Her compliment truly meant the world to me.

The other day, I went to see a community production of The Diary of Anne Frank. (It was dessert theatre, which is a little weird. I mean, why do I get to sit there and eat cake while those people are on stage hiding for their lives and starving? So, so wrong.)

I am a The Diary of Anne Frank expert...I have seen my share of productions of The Diary of Anne Frank! This production was the first time I have ever walked-out going, "That actress who played Miep was FANTASTIC!"

(Who ever leaves The Diary of Anne Frank raving about Miep? I never have before. But this girl was REALLY GREAT!)

I sent this girl an email to tell her just that.

She sent me a lovely response, and I like to think that after she said to herself, "Wow, what a weirdo"...it made her very happy to hear how much I enjoyed her performance...because, seriously, who on earth DOES ever care about Miep? She has about 20 lines in the whole play.

I'm friends with a high school classmate on Facebook. I haven't seen him in years. I do not know his wife. But every time they post photos of their son, I have to "like" and comment because he has got to be one of the CUTEST kids I have ever seen in my life. I just want to squish him. He is a beautiful little boy and seems like he has the personality to match.

And, so, of course, I sent my old classmate's wife a message to tell her just that, and to comment on how lovely and happy her family looks.

Once again...I'm sure there was a moment of, "Okay, this girl's a little weird", but then I hope that it made her smile to get kind, unwarranted words from a stranger.

It's nice to do this. I think it's noticed. I think it's remembered. I want to do it more often.

Diana Rissetto

Saturday, August 3, 2013

On being a protective friend and hating Anne Hathaway

Around Oscar season, my friend and I were discussing Anne Hathaway and he pulled-out his phone to show me just how many things come-up if you Google something along the lines of "I hate Anne Hathaway."

So much came-up.

He explained to me why everybody hated Anne Hathaway.
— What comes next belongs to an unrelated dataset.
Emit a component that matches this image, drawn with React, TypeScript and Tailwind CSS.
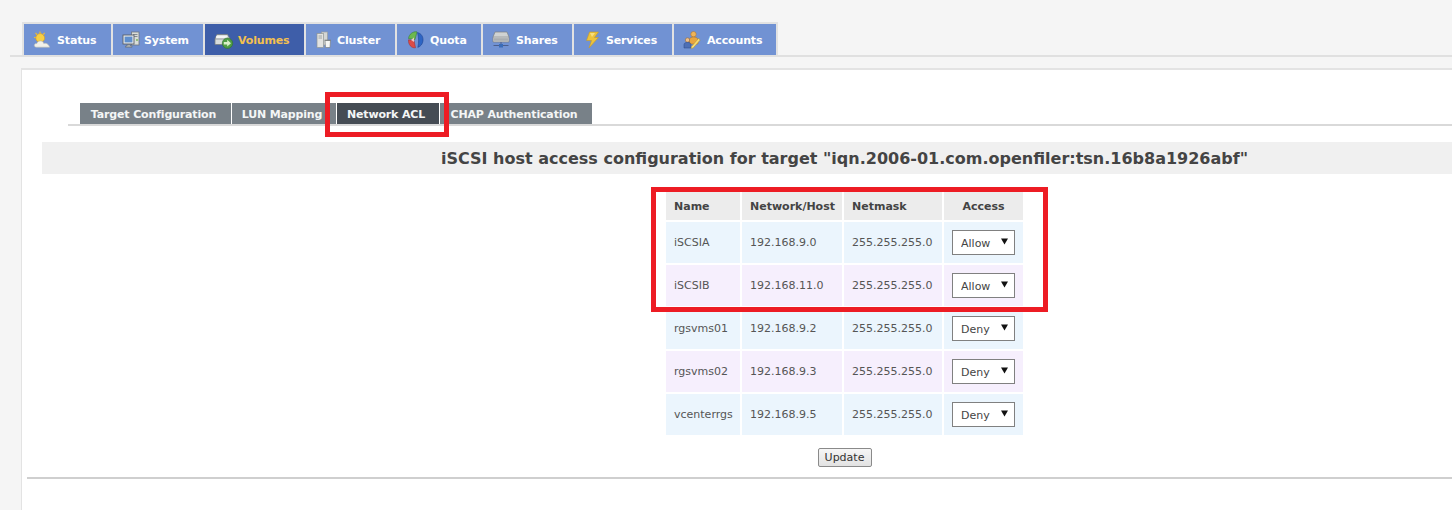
import React from "react";

const F = "font-['DejaVu_Sans','Verdana',sans-serif]";

const SunIcon = () => (
  <svg width="18" height="18" viewBox="0 0 18 18">
    <g stroke="#e8b93c" strokeWidth="1.2">
      <path d="M7 0.5V3M1 6.5H3.2M2.5 2L4.3 3.7M11.7 2L10 3.7" />
    </g>
    <circle cx="7.2" cy="7" r="4.4" fill="#f6cf45" stroke="#d89f2a" strokeWidth="0.7" />
    <path d="M3.5 16.2C1.6 16.2 1 14.9 1.4 13.8C1.8 12.6 3 12.4 3.8 12.6C4.3 10.8 6 9.6 8 10C9.6 10.3 10.6 11.4 10.8 12.5C12 11.9 14 12.4 15 13.4C16.2 14.5 16.6 16.2 16.6 16.2Z" fill="#f1f1ea" stroke="#b8b8ae" strokeWidth="0.6" />
  </svg>
);
const SystemIcon = () => (
  <svg width="18" height="18" viewBox="0 0 18 18">
    <rect x="9.5" y="1" width="7.5" height="13" fill="#d9ddd8" stroke="#6f7680" strokeWidth="0.8" />
    <path d="M11 3.5H15.5M11 5.5H15.5" stroke="#6f7680" strokeWidth="0.8" />
    <circle cx="15" cy="9" r="0.9" fill="#6fb04d" />
    <rect x="1" y="4" width="11" height="9" fill="#e6e9ea" stroke="#59616c" strokeWidth="0.9" />
    <rect x="2.6" y="5.6" width="7.8" height="5.8" fill="#5f8fce" />
    <path d="M5 13.5H8.5V15H10V16.3H3.5V15H5Z" fill="#a8adb0" stroke="#59616c" strokeWidth="0.5" />
  </svg>
);
const VolumesIcon = () => (
  <svg width="20" height="18" viewBox="0 0 20 18">
    <path d="M3 3.5H13.5L16 8V13.5H1V8Z" fill="#d8dcdc" stroke="#777d80" strokeWidth="0.8" />
    <path d="M1 8H16" stroke="#8b9092" strokeWidth="0.8" />
    <rect x="2.2" y="4.8" width="11" height="2.2" fill="#f4f5f4" />
    <circle cx="13.5" cy="12.2" r="5.2" fill="#4f9e45" stroke="#2f6e2c" strokeWidth="0.6" />
    <path d="M9.8 11H13.2V8.8L17 12.2L13.2 15.6V13.4H9.8Z" fill="#d9efc8" />
  </svg>
);
const ClusterIcon = () => (
  <svg width="18" height="18" viewBox="0 0 18 18">
    <rect x="6.5" y="1" width="6" height="13" fill="#d4d6d4" stroke="#9a9e9e" strokeWidth="0.7" />
    <rect x="2" y="2.5" width="6.5" height="14" fill="#e2e3e1" stroke="#8f9494" strokeWidth="0.7" />
    <path d="M3.5 5H7M3.5 7H7" stroke="#8f9494" strokeWidth="0.8" />
    <path d="M10 9.5H15.5L15 16.5H10.5Z" fill="#f5f6f4" stroke="#7b8080" strokeWidth="0.7" />
    <path d="M9.5 9.2H16" stroke="#7b8080" strokeWidth="1" />
  </svg>
);
const QuotaIcon = () => (
  <svg width="18" height="18" viewBox="0 0 18 18">
    <path d="M11 0.8C7 0.2 3 3 2.5 7.5L9 8.5Z" fill="#6cb84f" stroke="#2f7a2c" strokeWidth="0.5" />
    <path d="M2.5 8.8L8 9.6L9.5 16.8C5.5 17.4 2 13.5 2.5 8.8Z" fill="#dd4b47" stroke="#9e2a2a" strokeWidth="0.5" />
    <path d="M11.5 1.5C15.5 2.5 17.5 6 17 10C16.6 13 14.5 15.6 11.8 16.4C13 11.5 12.8 6.5 11.5 1.5Z" fill="#2e65c4" stroke="#1c3f88" strokeWidth="0.5" />
    <path d="M8 6.5L5 9L8 11Z" fill="#f0c7c3" />
  </svg>
);
const SharesIcon = () => (
  <svg width="18" height="18" viewBox="0 0 18 18">
    <path d="M3 1H15L17 6V11H1V6Z" fill="#cfd2d2" stroke="#7b7f82" strokeWidth="0.7" />
    <path d="M1 6H17" stroke="#8b8f92" strokeWidth="0.7" />
    <rect x="2" y="7.2" width="14" height="2.6" fill="#a9adb0" />
    <path d="M9 11V14M1.5 14.5H16.5" stroke="#4c5f8c" strokeWidth="1" />
    <rect x="7" y="13" width="4" height="3.5" fill="#3a6cb8" />
  </svg>
);
const ServicesIcon = () => (
  <svg width="18" height="18" viewBox="0 0 18 18">
    <path d="M6.5 1H15.5L11.5 6.5H15.5L6 17L8.5 9.5H3.5Z" fill="#edc33c" stroke="#c79a26" strokeWidth="0.6" />
    <path d="M7 2H12L9 6" fill="#f7df80" />
  </svg>
);
const AccountsIcon = () => (
  <svg width="18" height="18" viewBox="0 0 18 18">
    <circle cx="10.5" cy="3.2" r="2.7" fill="#eeb45a" stroke="#a86f24" strokeWidth="0.5" />
    <path d="M6.5 13V8.5C6.5 7 8.5 6 10.5 6C13 6 15 7 15 9V13Z" fill="#e8a63f" stroke="#a86f24" strokeWidth="0.5" />
    <circle cx="4.5" cy="9" r="2.2" fill="#eec08a" stroke="#8b5a2a" strokeWidth="0.5" />
    <path d="M1 17V13.5C1 12 2.8 11.4 4.5 11.4C6.4 11.4 8 12 8 13.5V17Z" fill="#4d6fb5" stroke="#2b4480" strokeWidth="0.5" />
    <path d="M8.5 15.5L15.5 7.5L17.2 9L10.2 17L8 17.4Z" fill="#f6dc72" stroke="#b3902d" strokeWidth="0.5" />
  </svg>
);

const tabs = [
  { label: "Status", w: "w-[87px] gap-[6px]", Icon: SunIcon },
  { label: "System", w: "w-[90px] gap-[4px]", Icon: SystemIcon },
  { label: "Volumes", w: "w-[99px] gap-[4px]", Icon: VolumesIcon, active: true },
  { label: "Cluster", w: "w-[89px] gap-[4px]", Icon: ClusterIcon },
  { label: "Quota", w: "w-[84px] gap-[6px]", Icon: QuotaIcon },
  { label: "Shares", w: "w-[89px] gap-[6px]", Icon: SharesIcon },
  { label: "Services", w: "w-[98px] gap-[5px]", Icon: ServicesIcon },
  { label: "Accounts", w: "w-[102px] gap-[6px]", Icon: AccountsIcon },
];

const subTabs = [
  { label: "Target Configuration", w: "w-[151px]" },
  { label: "LUN Mapping", w: "w-[104px]" },
  { label: "Network ACL", w: "w-[102px]", active: true },
  { label: "CHAP Authentication", w: "w-[152px]" },
];

const rows = [
  ["iSCSIA", "192.168.9.0", "Allow", "bg-[#ebf5fd]"],
  ["iSCSIB", "192.168.11.0", "Allow", "bg-[#f6effd]"],
  ["rgsvms01", "192.168.9.2", "Deny", "bg-[#ebf5fd]"],
  ["rgsvms02", "192.168.9.3", "Deny", "bg-[#f6effd]"],
  ["vcenterrgs", "192.168.9.5", "Deny", "bg-[#ebf5fd]"],
];

const AccessSelect = ({ value }: { value: string }) => (
  <div className="relative mx-auto w-[63px] h-[25px]">
    <select
      defaultValue={value}
      className="appearance-none w-full h-full bg-white border border-[#808080] pl-[8px] pt-[3px] text-[11px] text-[#444] outline-none rounded-none"
    >
      <option>Allow</option>
      <option>Deny</option>
    </select>
    <svg width="7" height="7" viewBox="0 0 7 7" className="absolute right-[7px] top-[8px]">
      <path d="M0 0.5H7L3.5 6.5Z" fill="#111" />
    </svg>
  </div>
);

export default function App() {
  return (
    <div className={`${F} relative h-[510px] w-full overflow-hidden bg-[#f5f5f5]`}>
      {/* main tabs */}
      <div className="pt-[22px]">
        <div className="border-b-2 border-[#e0e0e0] ml-[10px]">
          <div className="ml-[12px] flex w-[756px] gap-[2px] border-t-2 border-[#e2e2e2] pl-[2px] pr-[1px] bg-[#e2e2e2]">
            {tabs.map(({ label, w, Icon, active }) => (
              <div
                key={label}
                className={`${w} h-[31px] flex items-center pl-[9px] text-[11px] font-bold tracking-[-0.15px] whitespace-nowrap ${
                  active ? "bg-[#3e5ea9] text-[#f3c04f]" : "bg-[#7192d3] text-white"
                }`}
              >
                <span className="shrink-0 mt-[1px]"><Icon /></span>
                <span className="pt-[4px]">{label}</span>
              </div>
            ))}
          </div>
        </div>
      </div>

      {/* panel */}
      <div className="ml-[21px] mt-[11px] h-[442px] border-l border-t-2 border-[#e3e3e3] bg-white pt-[33px]">
        {/* sub tabs */}
        <div className="ml-[46px] border-b-2 border-[#d9d9d9] pl-[12px] flex gap-[1px]">
          {subTabs.map(({ label, w, active }) => (
            <div
              key={label}
              className={`${w} h-[21px] pt-[4px] pr-[4px] flex items-center justify-center text-[11px] font-bold tracking-[-0.15px] whitespace-nowrap text-[#f4f6f6] ${
                active ? "bg-[#454c54]" : "bg-[#788188]"
              }`}
            >
              {label}
            </div>
          ))}
        </div>

        {/* heading band */}
        <div className="ml-[20px] mt-[16px] w-[1605px]">
          <div className="h-[32px] pt-[2px] bg-[#f0f0f0] flex items-center justify-center text-[16px] font-bold text-[#444] whitespace-nowrap">
            iSCSI host access configuration for target "iqn.2006-01.com.openfiler:tsn.16b8a1926abf"
          </div>

          {/* table */}
          <table className="mx-auto mt-[16px] w-[361px] table-fixed border-separate border-spacing-[2px] text-[11px] text-[#555]">
            <colgroup>
              <col className="w-[74px]" />
              <col className="w-[100px]" />
              <col className="w-[98px]" />
              <col className="w-[79px]" />
            </colgroup>
            <thead>
              <tr className="h-[28px] bg-[#ececec] font-bold text-[#444]">
                <th className="pl-[8px] pt-[2px] text-left">Name</th>
                <th className="pl-[8px] pt-[2px] text-left">Network/Host</th>
                <th className="pl-[8px] pt-[2px] text-left">Netmask</th>
                <th className="pt-[2px] text-center">Access</th>
              </tr>
            </thead>
            <tbody>
              {rows.map(([name, host, access, bg]) => (
                <tr key={name} className={`h-[41px] ${bg}`}>
                  <td className="pl-[8px] pt-[2px]">{name}</td>
                  <td className="pl-[8px] pt-[2px]">{host}</td>
                  <td className="pl-[8px] pt-[2px]">255.255.255.0</td>
                  <td><AccessSelect value={access} /></td>
                </tr>
              ))}
            </tbody>
          </table>

          <div className="mt-[11px] flex justify-center">
            <button className="w-[54px] h-[19px] rounded-[2px] border border-[#8a8a8a] bg-gradient-to-b from-[#f6f6f6] to-[#e2e2e2] text-[11px] text-[#333] leading-none">
              Update
            </button>
          </div>
        </div>

        {/* rule */}
        <div className="ml-[5px] mt-[10px] h-[2px] bg-[#cfcfcf]" />
      </div>

      {/* red highlights drawn over the screenshot */}
      <div className="absolute left-[325px] top-[92px] h-[45px] w-[124px] border-[5px] border-[#ed1c24]" />
      <div className="absolute left-[651px] top-[187px] h-[125px] w-[397px] border-[5px] border-[#ed1c24]" />
    </div>
  );
}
I don't even remember what he said...but there were plenty of scientific reasons. And he's a smart guy who works in the industry so I am sure he's right, but I've found that most people cannot even tell you why they hate Anne Hathaway...it just IS.

A few weeks ago, I was asked to write a short play for a Shakespeare festival, and what I ended-up pumping-out in about an hour is perhaps the dumbest thing I have ever written (or perhaps it is supposed to be the dumbest thing I have ever written) about the two Anne Hathaways (the one everyone apparently hates and the one that was married to Shakespeare.)

Some kind of a segue here...

Last week, a friend of mine that I just absolutely love and think the world of who is also a relatively known actor was all over the news for an unhappy reason.

With this news came numerous anonymous posts from people who don't even know him (and a lot of them even admitted they didn't even know who he was as an actor) attacking him, saying vicious, cruel things about him, starting rumors, making speculations that weren't true...and, for some reason, I took this backlash that wasn't even aimed at me oddly to heart and wanted to yell at all of them.

I had to back away anything resembling a gossip site (yes, I do check UsMagazine.com several times a day) and fully admit to posting a comment on People.com's article on the situation because so much of the commentary was just so hateful and vile that I HAD TO SAY SOMETHING.

I mean, don't they realize this is the guy I refer to as "my boy" and people automatically know who I am talking about??? This is somebody I met when he was a "nobody" (although I feel nobody is ever a nobody...) when he was new to New York and my "kindred spirit radar" (and, yes, my "kindred spirit radar" is quite fantastic!) went-off wildly, and it was SO right!

He's my buddy, I really care about him and want to protect him as much as I can being his wholesome, innocent little non-Hollywood pal.

Some acquaintances asked me for dirt on the situation, to which I snapped, said I was not his publicist and that it was none of my business.

I left a brief message with this friend along the lines of, "Love you, am praying for you and regarding all those stupid people saying judgmental things about you...eff 'em all" and tried to make it stop bothering me...but it really was oddly bothering me. I often boast about how my years in difficult situations here and there has left me a thick skin...but I guess I still have a really thin skin.

And the I realized something.

Anne Hathaway has friends that can go online and read nasty things people post about her, too.

Anne Hathaway also has people that love her that are getting upset and don't quite understand why it's bothering them so much because it's not even about them.

Anne Hathaway is a person. And it's not nice to hate somebody (whether you know them or not!) and say hateful things about them...online or anywhere.

I'm still bothered by everything that went-on with my friend, and People.com actually just posted another update and I refuse to read it, refuse to see any of those comments, and will do nothing besides send my good thoughts and wishes for peace for all involved.

Be kind to everybody. If you can't say anything nice, don't say anything at all (even if it's about Anne Hathaway.)